Significance. If the reported gains are shown to stem from the unified MoT + latent-action + multi-phase design rather than unmatched data scale or pretraining volume, the work would demonstrate a practical path toward consolidating fragmented embodied capabilities into a single model that can leverage heterogeneous motion data, with potential downstream benefits for robotic task learning.
major comments (3)
- [§4 Experiments] §4 Experiments (and abstract): the headline performance claims (+15% over X-VLA, +45% over Pi0.5 in simulation; +11–48% real-world) are presented without matched-scale or matched-data controls against the cited baselines, without error bars, and without ablations that isolate the MoT experts, UniDiffuser scheduler, or optical-flow latent actions from capacity or data-volume effects; this directly undermines attribution of gains to the unification.
- [§3.2 MoT Architecture] §3.2 MoT Architecture: the Mixture-of-Transformer expert routing is described as integrating the three modalities, yet the manuscript supplies no analysis of how routing weights are optimized or whether they introduce task-specific free parameters that could trade off performance across modes (understanding vs. generation vs. action), leaving the 'unified without trade-offs' claim untested.
- [§3.3 Training Pipeline] §3.3 Training Pipeline and §3.4 Latent Actions: the three-phase recipe and optical-flow 'pixel-level delta action' extraction are central to the large-scale pretraining claim, but no ablation or sensitivity analysis is provided showing that removing the data pyramid or the optical-flow prior measurably harms downstream task performance; without these, the necessity of the full pipeline cannot be evaluated.
minor comments (2)
- [Abstract] Abstract: missing space before parenthesis in 'real-world scenarios(improved by +11~48%)'.
- [§3.2] Notation: 'UniDiffuser-style scheduler' is referenced repeatedly but never given an explicit equation or pseudocode; a short formal definition would improve reproducibility.
Simulated Author's Rebuttal
We thank the referee for the constructive feedback on our manuscript.
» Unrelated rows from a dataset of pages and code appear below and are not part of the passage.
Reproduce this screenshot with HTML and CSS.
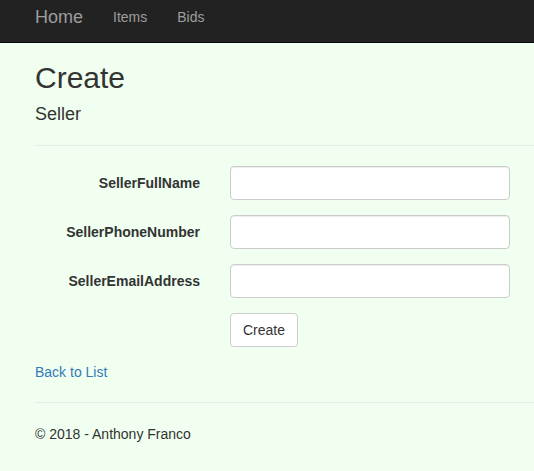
FILE: index.html
```html
<!DOCTYPE html>
<html>
<head>
<meta charset="utf-8">
<link rel="stylesheet" href="styles.css">
</head>
<body>
<nav class="navbar">
  <a class="brand" href="#">Home</a>
  <a class="nav-link" href="#">Items</a>
  <a class="nav-link" href="#">Bids</a>
</nav>
<main class="content">
  <h2 class="title">Create</h2>
  <h4 class="subtitle">Seller</h4>
  <hr class="rule">
  <form class="form">
    <div class="row">
      <label class="label">SellerFullName</label>
      <input class="input" type="text">
    </div>
    <div class="row">
      <label class="label">SellerPhoneNumber</label>
      <input class="input" type="text">
    </div>
    <div class="row">
      <label class="label">SellerEmailAddress</label>
      <input class="input" type="text">
    </div>
    <div class="row">
      <span class="label"></span>
      <button class="btn" type="button">Create</button>
    </div>
  </form>
  <a class="back" href="#">Back to List</a>
  <hr class="rule footer-rule">
  <footer class="footer">© 2018 - Anthony Franco</footer>
</main>
</body>
</html>
```
FILE: styles.css
```css
html, body {
  margin: 0;
  padding: 0;
}
body {
  background: #f0fff0;
  font-family: "Liberation Sans", Arial, sans-serif;
  font-size: 14px;
  line-height: 20px;
  color: #333;
}
.navbar {
  height: 42px;
  background: #222;
  border-bottom: 1px solid #080808;
  display: flex;
  align-items: center;
  padding-left: 35px;
  box-sizing: content-box;
}
.brand {
  font-size: 18px;
  color: #9d9d9d;
  text-decoration: none;
  margin-right: 30px;
  position: relative;
  top: -4px;
}
.nav-link {
  font-size: 14px;
  color: #9d9d9d;
  text-decoration: none;
  margin-right: 30px;
  position: relative;
  top: -4px;
}
.content {
  padding-left: 35px;
}
.title {
  font-size: 30px;
  font-weight: 500;
  line-height: 33px;
  margin: 18px 0 0;
}
.subtitle {
  font-size: 18px;
  font-weight: 500;
  line-height: 20px;
  margin: 10px 0 0;
}
.rule {
  border: 0;
  border-top: 1px solid #e3ede3;
  margin: 21px 0 0;
}
.form {
  padding-top: 20px;
}
.row {
  display: flex;
  align-items: center;
  margin-bottom: 15px;
}
.label {
  width: 165px;
  text-align: right;
  font-weight: bold;
  padding-right: 30px;
  box-sizing: content-box;
}
.input {
  width: 280px;
  height: 34px;
  box-sizing: border-box;
  border: 1px solid #ccc;
  border-radius: 4px;
  background: #fff;
  box-shadow: inset 0 1px 1px rgba(0,0,0,.075);
  padding: 6px 12px;
  font: inherit;
}
.btn {
  height: 34px;
  padding: 6px 12px;
  border: 1px solid #ccc;
  border-radius: 4px;
  background: #fff;
  color: #333;
  font: inherit;
  font-size: 14px;
  line-height: 20px;
}
.back {
  display: block;
  color: #337ab7;
  text-decoration: none;
  margin-top: 10px;
}
.footer-rule {
  margin-top: 20px;
}
.footer {
  margin-top: 21px;
}
```
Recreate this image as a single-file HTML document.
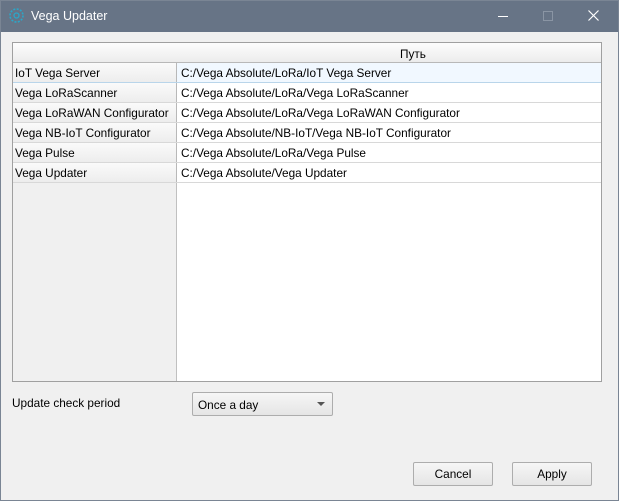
<!DOCTYPE html><html><head><style>
*{margin:0;padding:0;box-sizing:border-box}
body{width:619px;height:501px;background:#f0f0f0;font-family:"Liberation Sans",sans-serif;font-size:11.8px;color:#000;position:relative;overflow:hidden}
.frame{position:absolute;left:0;top:0;width:619px;height:501px;border:1px solid #7a8594;pointer-events:none}
.t{position:absolute;left:0;top:0;width:619px;height:32px;background:#677486;color:#fff}
.a{position:absolute}
.tbl{position:absolute;left:12px;top:42px;width:590px;height:340px;border:1px solid #a0a0a0;background:#fff}
.hdr{position:absolute;left:0;top:0;width:588px;height:20px;background:linear-gradient(#fdfdfd,#ececec);border-bottom:1px solid #b8b8b8}
.vh{position:absolute;left:0;top:20px;width:164px;height:318px;background:#f0f0f0;border-right:1px solid #c0c0c0}
.r{position:absolute;left:0;height:20px;width:588px;border-bottom:1px solid #d8d8d8}
.r .n{position:absolute;left:0;top:0;width:164px;height:19px;background:linear-gradient(#fafafa,#ededed);border-right:1px solid #b8b8b8;padding:3px 0 0 2px}
.r .p{position:absolute;left:165px;top:0;height:19px;padding:3px 0 0 3px}
.btn{position:absolute;top:462px;width:80px;height:24px;border:1px solid #adadad;background:linear-gradient(#f6f6f6,#e5e5e5);border-radius:2px;text-align:center;line-height:22px}
</style></head><body>
<div class="t">
<svg class="a" style="left:8px;top:7px" width="17" height="17" viewBox="0 0 17 17"><circle cx="8.5" cy="8.5" r="6.5" fill="none" stroke="#2aa7c9" stroke-width="1.6" stroke-dasharray="2 1.4"/><circle cx="8.5" cy="8.5" r="2.5" fill="none" stroke="#2aa7c9" stroke-width="1.3"/></svg>
<div class="a" style="left:31px;top:9px;font-size:12.5px">Vega Updater</div>
<div class="a" style="left:498px;top:16px;width:10px;height:1px;background:#fff"></div>
<div class="a" style="left:543px;top:11px;width:10px;height:10px;border:1px solid #8a95a4"></div>
<svg class="a" style="left:588px;top:10px" width="11" height="11"><path d="M0.5 0.5L10.5 10.5M10.5 0.5L0.5 10.5" stroke="#fff" stroke-width="1.2"/></svg>
</div>
<div class="tbl">
<div class="hdr"><span class="a" style="left:387px;top:4px">Путь</span></div>
<div class="vh"></div>
<div class="r" style="top:20px;background:#f1f8ff;border-bottom:1px solid #b9d5ea"><div class="n">IoT Vega Server</div><div class="p">C:/Vega Absolute/LoRa/IoT Vega Server</div></div>
<div class="r" style="top:40px"><div class="n">Vega LoRaScanner</div><div class="p">C:/Vega Absolute/LoRa/Vega LoRaScanner</div></div>
<div class="r" style="top:60px"><div class="n">Vega LoRaWAN Configurator</div><div class="p">C:/Vega Absolute/LoRa/Vega LoRaWAN Configurator</div></div>
<div class="r" style="top:80px"><div class="n">Vega NB-IoT Configurator</div><div class="p">C:/Vega Absolute/NB-IoT/Vega NB-IoT Configurator</div></div>
<div class="r" style="top:100px"><div class="n">Vega Pulse</div><div class="p">C:/Vega Absolute/LoRa/Vega Pulse</div></div>
<div class="r" style="top:120px"><div class="n">Vega Updater</div><div class="p">C:/Vega Absolute/Vega Updater</div></div>
</div>
<div class="a" style="left:12px;top:396px">Update check period</div>
<div class="a" style="left:192px;top:392px;width:141px;height:24px;border:1px solid #adadad;border-radius:2px;background:linear-gradient(#f6f6f6,#e5e5e5);padding:5px 0 0 5px">Once a day
<svg class="a" style="left:124px;top:9px" width="8" height="5"><path d="M0 0H8L4 4Z" fill="#555"/></svg></div>
<div class="btn" style="left:413px">Cancel</div>
<div class="btn" style="left:512px">Apply</div>
<div class="frame"></div>
</body></html>
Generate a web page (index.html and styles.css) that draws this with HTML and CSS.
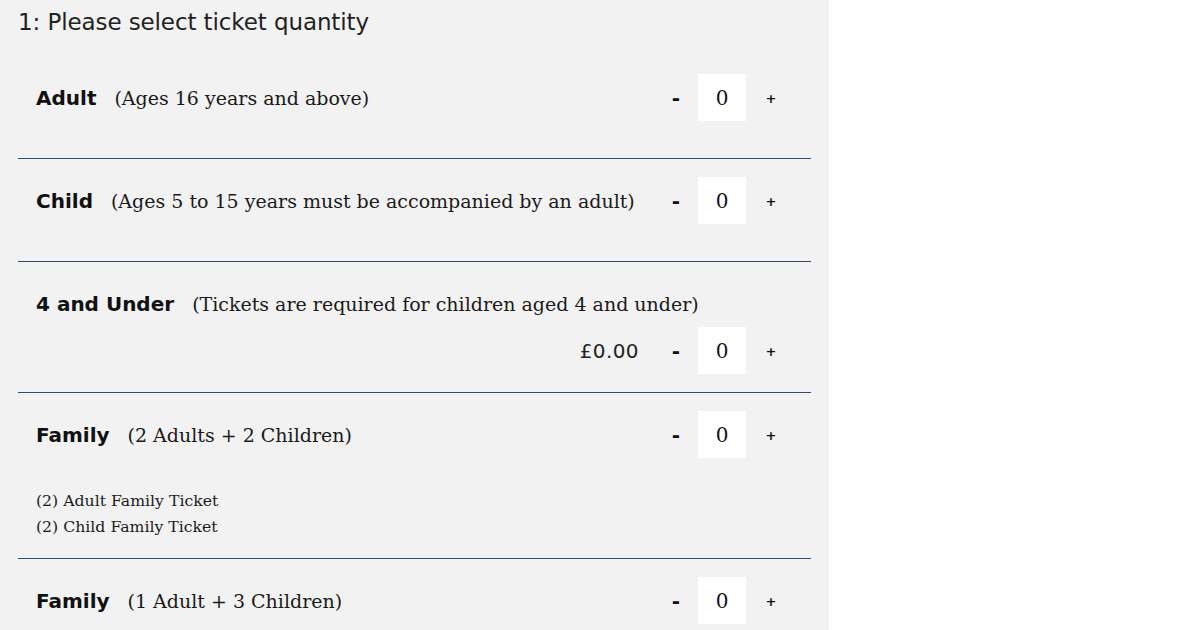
FILE: index.html
```html
<!DOCTYPE html>
<html lang="en">
<head>
<meta charset="utf-8">
<title>Tickets</title>
<link rel="stylesheet" href="styles.css">
</head>
<body>
<div class="panel">
  <h2 class="title">1: Please select ticket quantity</h2>

  <div class="row">
    <div class="line">
      <div class="label"><span class="name">Adult</span><span class="desc">(Ages 16 years and above)</span></div>
      <div class="counter"><button class="btn minus">-</button><span class="qty">0</span><button class="btn plus">+</button></div>
    </div>
    <div class="spacer"></div>
  </div>

  <div class="row">
    <div class="line">
      <div class="label"><span class="name">Child</span><span class="desc">(Ages 5 to 15 years must be accompanied by an adult)</span></div>
      <div class="counter"><button class="btn minus">-</button><span class="qty">0</span><button class="btn plus">+</button></div>
    </div>
    <div class="spacer"></div>
  </div>

  <div class="row">
    <div class="line">
      <div class="label"><span class="name">4 and Under</span><span class="desc">(Tickets are required for children aged 4 and under)</span></div>
    </div>
    <div class="line end">
      <span class="price">£0.00</span>
      <div class="counter"><button class="btn minus">-</button><span class="qty">0</span><button class="btn plus">+</button></div>
    </div>
  </div>

  <div class="row">
    <div class="line">
      <div class="label"><span class="name">Family</span><span class="desc">(2 Adults + 2 Children)</span></div>
      <div class="counter"><button class="btn minus">-</button><span class="qty">0</span><button class="btn plus">+</button></div>
    </div>
    <div class="includes">
      <div>(2) Adult Family Ticket</div>
      <div>(2) Child Family Ticket</div>
    </div>
  </div>

  <div class="row">
    <div class="line">
      <div class="label"><span class="name">Family</span><span class="desc">(1 Adult + 3 Children)</span></div>
      <div class="counter"><button class="btn minus">-</button><span class="qty">0</span><button class="btn plus">+</button></div>
    </div>
  </div>
</div>
</body>
</html>
```

FILE: styles.css
```css
html, body {
  margin: 0;
  padding: 0;
  background: #ffffff;
}

body {
  width: 1200px;
  height: 630px;
  overflow: hidden;
}

.panel {
  width: 829px;
  min-height: 630px;
  box-sizing: border-box;
  background: #f2f2f2;
  padding: 0 18px;
}

.title {
  margin: 0;
  padding-top: 7px;
  height: 56px;
  box-sizing: border-box;
  line-height: 30px;
  font-family: "DejaVu Sans", sans-serif;
  font-weight: normal;
  font-size: 23px;
  color: #222;
  letter-spacing: -0.1px;
}

.row {
  padding: 18px 15px 18px 18px;
  border-bottom: 1px solid #2f4a6a;
}

.row:last-child {
  border-bottom: none;
}

.line {
  display: flex;
  align-items: center;
  min-height: 47px;
}

.line.end {
  justify-content: flex-end;
}

.label {
  flex: 1;
  display: flex;
  align-items: baseline;
  white-space: nowrap;
}

.name {
  font-family: "DejaVu Sans", sans-serif;
  font-weight: bold;
  font-size: 20px;
  color: #111;
  margin-right: 18px;
}

.desc {
  font-family: "DejaVu Serif", serif;
  font-size: 19px;
  color: #1a1a1a;
}

.spacer {
  height: 19px;
}

.counter {
  display: flex;
  align-items: center;
}

.btn {
  border: none;
  background: transparent;
  padding: 0;
  margin: 0;
  height: 47px;
  font-family: "DejaVu Sans", sans-serif;
  font-weight: bold;
  color: #111;
  cursor: pointer;
}

.minus {
  width: 44px;
  font-size: 20px;
  padding-top: 0;
}

.plus {
  width: 50px;
  font-size: 13px;
  padding-top: 1px;
}

.qty {
  width: 48px;
  height: 47px;
  background: #ffffff;
  display: flex;
  align-items: center;
  justify-content: center;
  font-family: "DejaVu Serif", serif;
  font-size: 20px;
  color: #111;
}

.price {
  font-family: "DejaVu Sans", sans-serif;
  font-size: 20px;
  color: #222;
  margin-right: 15px;
  letter-spacing: 0.4px;
}

.includes {
  margin-top: 30px;
  font-family: "DejaVu Serif", serif;
  font-size: 15.7px;
  line-height: 26px;
  color: #1a1a1a;
}
```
We agree that stronger empirical validation is needed to support the claims of unification benefits. We will make revisions to address the concerns about experimental rigor, including adding error bars, ablations, and analysis of the routing mechanism. Our point-by-point responses follow.
read point-by-point responses
-
Referee: [§4 Experiments] §4 Experiments (and abstract): the headline performance claims (+15% over X-VLA, +45% over Pi0.5 in simulation; +11–48% real-world) are presented without matched-scale or matched-data controls against the cited baselines, without error bars, and without ablations that isolate the MoT experts, UniDiffuser scheduler, or optical-flow latent actions from capacity or data-volume effects; this directly undermines attribution of gains to the unification.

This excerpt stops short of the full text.